Compreende-se o interesse pelo personagem. Hiroito destoava do clichê do bandido. De físico franzino, usava óculos de fundo de garrafa e lia bastante. Compensava essas deficiências com uma coragem temerária, inteligência e muita disposição para a violência. "Nunca atirei em gente de bem", defendia-se Hiroito. "Eram sempre marginais como eu." Entre seus desafetos, o mais famoso era o folclórico Quinzinho. Ele aparece no filme, mas de relance. "Quinzinho, por si só, merece um filme só para ele", diz o diretor.
Nas muitas horas vagas da prisão (ele foi detido 170 vezes), Hiroito lia Victor Hugo, Hemingway, Jack London, Whitman e Baudelaire, seus autores favoritos.
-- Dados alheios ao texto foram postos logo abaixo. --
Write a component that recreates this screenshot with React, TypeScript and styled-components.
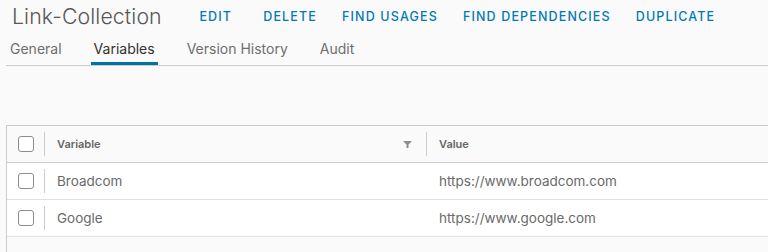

A leitura reflete-se na escrita. Boca do Lixo, o livro, é um relato de autopiedade, é verdade, mas narrado com vivacidade. "É riquíssimo", diz Frederico; "tivemos de escolher algumas passagens e tirar as demais." Além disso, o diretor inventou muito. Apesar de seu pé no documentário, neste caso ele quis ser ficcional. A melhor forma, acredita, para reproduzir na tela essa vida romanesca.
Mas há passagens que parecem de pura ficção - e no entanto foram reais. Numa delas, Hiroito narra quando, perseguido por rivais e pela polícia, não podia parar em lugar nenhum. Não podia nem sequer dormir. O jeito era movimentar-se sempre, a bordo de um carro, percorrendo sem cessar as ruas da cidade. Para permanecer desperto, injetava estimulante nas veias. Uma trip de louco. "Abro e fecho o filme com essa sequência", diz Frederico.
A maneira como Boca do Lixo está sendo feito tem muito de guerrilha. Ele próprio se espanta: "Fazer filme de época com R$ 700 mil não é mole, não", diz. Apesar disso, se diz contentíssimo de estar levando a vida de Hiroito à tela grande. "Era um projeto de quatro anos, que eu não estava conseguindo tirar do papel. Então chamei atores e técnicos amigos, todo mundo ganhando abaixo da média e estamos conseguindo fazer o filme." No peito e na raça. Foram apoiados, em Santos, pela Film Comission da cidade, o que lhe vale muitas facilidades, como atores locais, apoio técnico e logístico. E lhe permite filmar em locações, na parte preservada da cidade portuária, com casas e ruas reais que vão garantir a autenticidade suja das imagens.
Mas não o livra de alguns inconvenientes. Um deles foi testemunhado pelo repórter. Um dos moradores do centro velho santista se recusou a desligar o aparelho do som do carro, que tocava em volume máximo, na garagem. As cenas não previam diálogo, caso contrário não poderiam ter sido filmadas por causa do morador recalcitrante. Talvez contaminado pelo espírito de alguns personagens da história, o morador não estava apenas exercendo o direito de ouvir música (de péssima qualidade, aliás) em sua casa, numa manhã de domingo. Queria era dinheiro para desligá-la. Chantagem à qual a equipe não se curvou.
Cinema bandido
A criminalidade não é tema apenas de Boca do Lixo, este, aliás, um projeto que trata de uma época tida como "romântica" da violência urbana. Outros filmes abordam barra bem mais pesada e atual. Entre eles, 400 contra 1, que também conta com Daniel de Oliveira no elenco (veja na foto à direita), tem direção de Caco Souza e fala sobre o Comando Vermelho, organização criminosa carioca. 400 contra 1 é baseado no livro autobiográfico de William da Silva Lima, um dos criadores da organização que surgiu no Instituto Penal Cândido Mendes, na Ilha Grande. O Comando nasce da coexistência entre presos políticos e comuns, que assimilaram as técnicas de guerrilha dos militantes e as colocaram a serviço do crime. William é interpretado por Daniel. Outra organização criminosa, o PCC, inspira Salve Geral, de Sérgio Rezende. O título refere-se ao código usado pela organização para desencadear a série de ataques que paralisou São Paulo. A história é filtrada pela personagem Lúcia (Andréa Beltrão), professora viúva que luta para tirar o filho da prisão.